Ethereum co-founder Vitalik Buterin has publicly migrated his artificial intelligence infrastructure from cloud-based services to a fully local, air-gapped setup—a decision that underscores mounting unease within technical circles about the security implications of delegating sensitive computational work to centralized third parties. In a recently published technical post, Buterin detailed his reasoning and documented the specific hardware and model choices underlying his new approach, signaling that even infrastructure pioneers recognize meaningful tradeoffs between convenience and control when handling potentially sensitive tasks.
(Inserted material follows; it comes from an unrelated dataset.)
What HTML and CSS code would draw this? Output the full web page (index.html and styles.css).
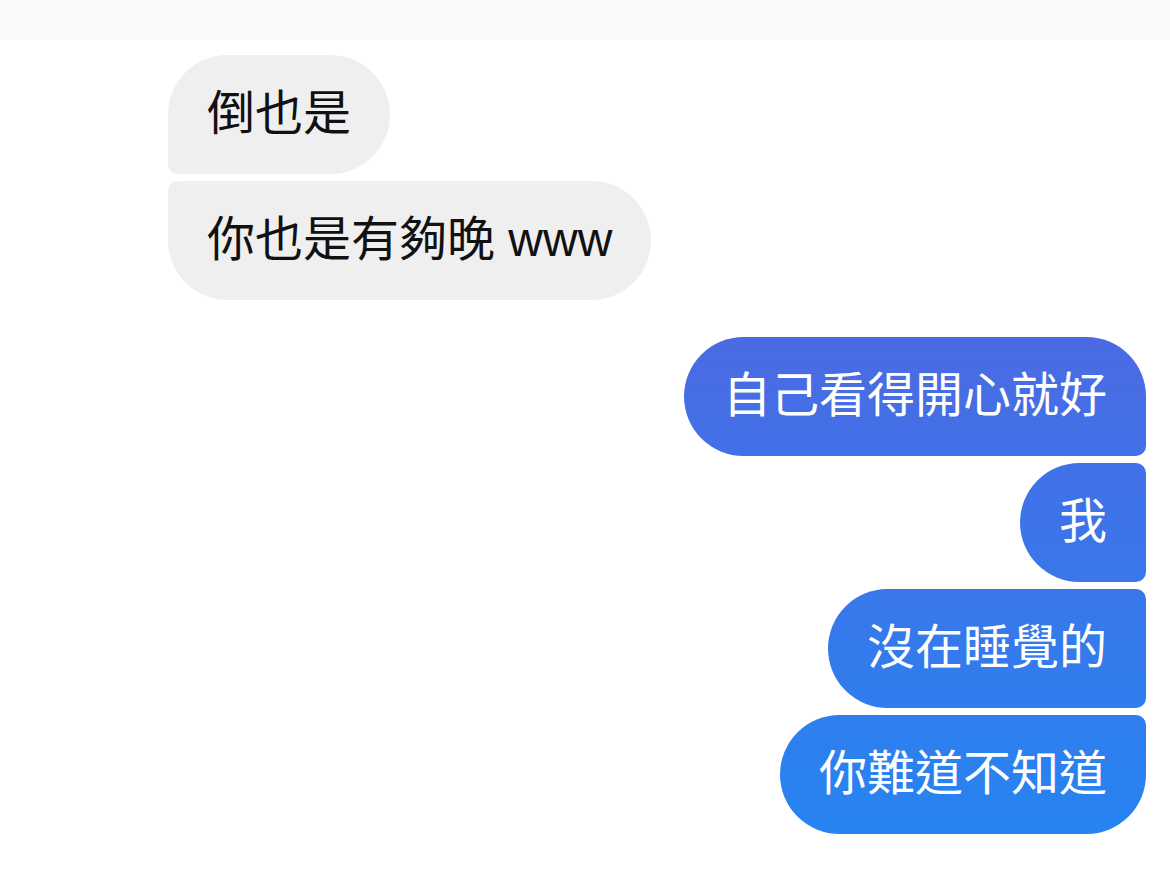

The specifics of Buterin's setup reveal pragmatic engineering choices rather than ideological puritanism. He operates Qwen3.5:35B, an open-source large language model maintained by Alibaba, on an Nvidia 5090 laptop, achieving approximately 90 tokens per second—a throughput that remains viable for interactive workloads despite being substantially slower than cloud inference. This configuration prioritizes data sovereignty and operational transparency over the marginal latency gains users sacrifice when moving to centralized providers. For someone of Buterin's stature managing high-value intellectual work, the security envelope justifies the performance penalty. The approach mirrors broader infrastructure patterns in blockchain development, where cryptographic assurance often takes precedence over raw speed.
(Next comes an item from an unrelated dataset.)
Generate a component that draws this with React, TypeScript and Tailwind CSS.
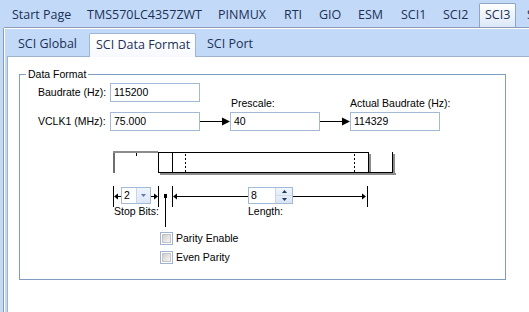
import React from 'react';

const topTabs = [
  { label: 'Start Page', cls: 'w-[75px]' },
  { label: 'TMS570LC4357ZWT', cls: 'w-[131px]' },
  { label: 'PINMUX', cls: 'w-[66px]' },
  { label: 'RTI', cls: 'w-[35px]' },
  { label: 'GIO', cls: 'w-[39px]' },
  { label: 'ESM', cls: 'w-[43px]' },
  { label: 'SCI1', cls: 'w-[42px]' },
  { label: 'SCI2', cls: 'w-[36px]' },
];

function Field({ value, cls }: { value: string; cls: string }) {
  return (
    <div className={`${cls} h-[19px] shrink-0 border border-[#a4b9d6] bg-white pl-[3px] flex items-center leading-none text-black`}>
      {value}
    </div>
  );
}

function Arrow() {
  // arrow between the clock / prescale / baud fields
  return (
    <svg width="30" height="19" className="block shrink-0">
      <rect x="0" y="9" width="23" height="1" fill="#000" />
      <path d="M22 5.5L30 9.5L22 13.5Z" fill="#000" />
    </svg>
  );
}

function CheckBox({ label }: { label: string }) {
  return (
    <div className="h-[13px] flex items-center gap-[3px]">
      <span className="w-[13px] h-[13px] border border-[#9fb3d1] bg-white flex items-center justify-center">
        <span className="w-[9px] h-[9px] bg-linear-to-br from-[#cfcfcf] to-[#f6f6f6] border border-[#c4c4c4]" />
      </span>
      <span className="leading-[13px]">{label}</span>
    </div>
  );
}

function FrameDiagram() {
  return (
    <div className="relative h-[84px] w-[485px]">
      <svg width="485" height="84" className="block">
        {/* idle line */}
        <rect x="93" y="7" width="2" height="21" fill="#6e6e6e" />
        <rect x="93" y="6" width="45" height="2" fill="#8c8c8c" />
        <rect x="116" y="8" width="1" height="3" fill="#000" />
        {/* shadows */}
        <rect x="140" y="28" width="236" height="2" fill="#8c8c8c" />
        <rect x="349" y="9" width="2" height="18" fill="#8c8c8c" />
        <rect x="373" y="9" width="2" height="19" fill="#8c8c8c" />
        {/* frame */}
        <rect x="138" y="7" width="211" height="1" fill="#000" />
        <rect x="138" y="27" width="235" height="1" fill="#000" />
        <rect x="138" y="7" width="1" height="21" fill="#000" />
        <rect x="152" y="7" width="1" height="21" fill="#000" />
        <rect x="348" y="7" width="1" height="21" fill="#000" />
        <rect x="372" y="7" width="1" height="21" fill="#000" />
        <line x1="165.5" y1="9" x2="165.5" y2="27" stroke="#000" strokeDasharray="2 2" />
        <line x1="334.5" y1="9" x2="334.5" y2="27" stroke="#000" strokeDasharray="2 2" />
        {/* dimension ticks */}
        <rect x="93" y="41" width="1" height="21" fill="#000" />
        <rect x="138" y="41" width="1" height="21" fill="#000" />
        <rect x="152" y="41" width="1" height="21" fill="#000" />
        <rect x="347" y="41" width="1" height="21" fill="#000" />
        {/* stop bits arrows */}
        <path d="M94 51.5L98 48.5L98 54.5Z" fill="#000" />
        <rect x="98" y="51" width="3" height="1" fill="#000" />
        <rect x="131" y="51" width="3" height="1" fill="#000" />
        <path d="M138 51.5L134 48.5L134 54.5Z" fill="#000" />
        {/* parity marker */}
        <rect x="144" y="49" width="3" height="4" fill="#000" />
        <rect x="145" y="51" width="1" height="31" fill="#000" />
        {/* length arrows */}
        <path d="M153 51.5L157 48.5L157 54.5Z" fill="#000" />
        <rect x="157" y="51" width="71" height="1" fill="#000" />
        <rect x="273" y="51" width="69" height="1" fill="#000" />
        <path d="M346 51.5L342 48.5L342 54.5Z" fill="#000" />
      </svg>

      <div className="absolute left-[101px] top-[42px] w-[30px] h-[17px] flex border border-[#a4b9d6] bg-white">
        <div className="flex-1 pl-[2px] flex items-center leading-none">2</div>
        <div className="w-[14px] border-l border-[#c6d5e9] bg-linear-to-b from-[#eef4fc] to-[#dce7f6] flex items-center justify-center">
          <svg width="5" height="3" className="block">
            <path d="M0 0H5L2.5 3Z" fill="#5b7cad" />
          </svg>
        </div>
      </div>

      <div className="absolute left-[228px] top-[42px] w-[45px] h-[17px] flex border border-[#a4b9d6] bg-white">
        <div className="flex-1 pl-[2px] flex items-center leading-none">8</div>
        <div className="w-[17px] border-l border-[#c6d5e9] flex flex-col">
          <div className="flex-1 bg-linear-to-b from-[#f1f6fd] to-[#e1ebf8] flex items-center justify-center border-b border-[#d3deed]">
            <svg width="5" height="3" className="block">
              <path d="M0 3H5L2.5 0Z" fill="#1f3661" />
            </svg>
          </div>
          <div className="flex-1 bg-linear-to-b from-[#e6eef9] to-[#d9e5f5] flex items-center justify-center">
            <svg width="5" height="3" className="block">
              <path d="M0 0H5L2.5 3Z" fill="#1f3661" />
            </svg>
          </div>
        </div>
      </div>

      <span className="absolute left-[94px] top-[60px] leading-[13px]">Stop Bits:</span>
      <span className="absolute left-[228px] top-[60px] leading-[13px]">Length:</span>
    </div>
  );
}

export default function App() {
  return (
    <div className="w-[529px] h-[312px] overflow-hidden bg-[#c2daf7] font-['Open_Sans',sans-serif] text-[12.5px] text-[#1c3057]">
      {/* Top document tabs */}
      <div className="h-[27px] flex items-end pl-[12px] whitespace-nowrap overflow-hidden">
        {topTabs.map((t) => (
          <div key={t.label} className={`${t.cls} h-[24px] shrink-0 flex items-center`}>
            {t.label}
          </div>
        ))}
        <div className="w-[37px] h-[24px] shrink-0 pl-[5px] flex items-center rounded-t-[2px] border border-b-0 border-[#8ea6c6] bg-linear-to-b from-white to-[#dbe8f8]">
          SCI3
        </div>
        <div className="ml-[11px] h-[24px] shrink-0 flex items-center">SCI4</div>
      </div>

      {/* Inner tab control */}
      <div className="ml-[3px] h-[285px] border-l border-t border-[#8a9ab2] rounded-tl-[3px]">
        <div className="h-full border-l border-t border-white flex flex-col">
          <div className="h-[27px] shrink-0 flex items-end pl-[13px] whitespace-nowrap">
            <div className="w-[71px] h-[24px] shrink-0 flex items-center">SCI Global</div>
            <div className="relative top-[1px] z-10 w-[107px] h-[24px] shrink-0 pl-[6px] flex items-center border border-b-0 border-[#9fb5d2] rounded-t-[2px] bg-linear-to-b from-white to-[#f6f9fe]">
              SCI Data Format
            </div>
            <div className="ml-[11px] h-[24px] shrink-0 flex items-center">SCI Port</div>
          </div>

          <div className="flex-1 ml-[2px] border-l border-t border-[#9db2cd] bg-white pt-[17px] font-['Liberation_Sans',Arial,sans-serif] text-[10.5px] text-black">
            <div className="relative ml-[11px] w-[487px] h-[206px] border border-[#7f9dc2]">
              <span className="absolute left-[6px] top-[-7px] px-[2px] bg-white leading-[13px]">Data Format</span>

              <div className="pl-[18px] pt-[8px] flex items-start">
                <div className="w-[72px] h-[19px] shrink-0 flex items-center">Baudrate (Hz):</div>
                <Field value="115200" cls="w-[90px]" />
                <div className="w-[30px] shrink-0" />
                <div className="w-[90px] shrink-0 pt-[14px] pl-[1px] leading-[13px]">Prescale:</div>
                <div className="w-[30px] shrink-0" />
                <div className="shrink-0 pt-[14px] leading-[13px] whitespace-nowrap">Actual Baudrate (Hz):</div>
              </div>

              <div className="pl-[18px] mt-[2px] flex items-center">
                <div className="w-[72px] h-[19px] shrink-0 flex items-center">VCLK1 (MHz):</div>
                <Field value="75.000" cls="w-[90px]" />
                <Arrow />
                <Field value="40" cls="w-[90px]" />
                <Arrow />
                <Field value="114329" cls="w-[90px]" />
              </div>

              <div className="mt-[14px]">
                <FrameDiagram />
              </div>

              <div className="mt-[3px] pl-[140px] flex flex-col gap-[6px]">
                <CheckBox label="Parity Enable" />
                <CheckBox label="Even Parity" />
              </div>
            </div>
          </div>
        </div>
      </div>
    </div>
  );
}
Buterin's pivot also reflects legitimate concerns about agent autonomy and model behavior when systems operate outside direct supervision. Local execution provides deterministic control over model weights, inference parameters, and data flows—advantages that evaporate once computation moves to third-party infrastructure where logging, fine-tuning, and behavioral modification occur opaquely. As AI systems become increasingly capable of autonomous decision-making and complex reasoning, the distinction between hosted and self-hosted models becomes not merely a preference but a governance issue. The ability to audit, sandbox, and precisely constrain AI behavior matters more as these systems take on higher-stakes responsibilities.

This technical decision carries implications beyond individual security posture. If prominent figures in cryptocurrency and computer science conclude that cloud AI introduces unacceptable risks, commercial and research institutions will likely follow suit, potentially fragmenting the AI infrastructure landscape into isolated, locally-operated deployments. The long-term consequence could reshape how enterprise AI services compete—moving away from convenience-driven cloud platforms toward decentralized, open-source alternatives where institutional users retain full operational control.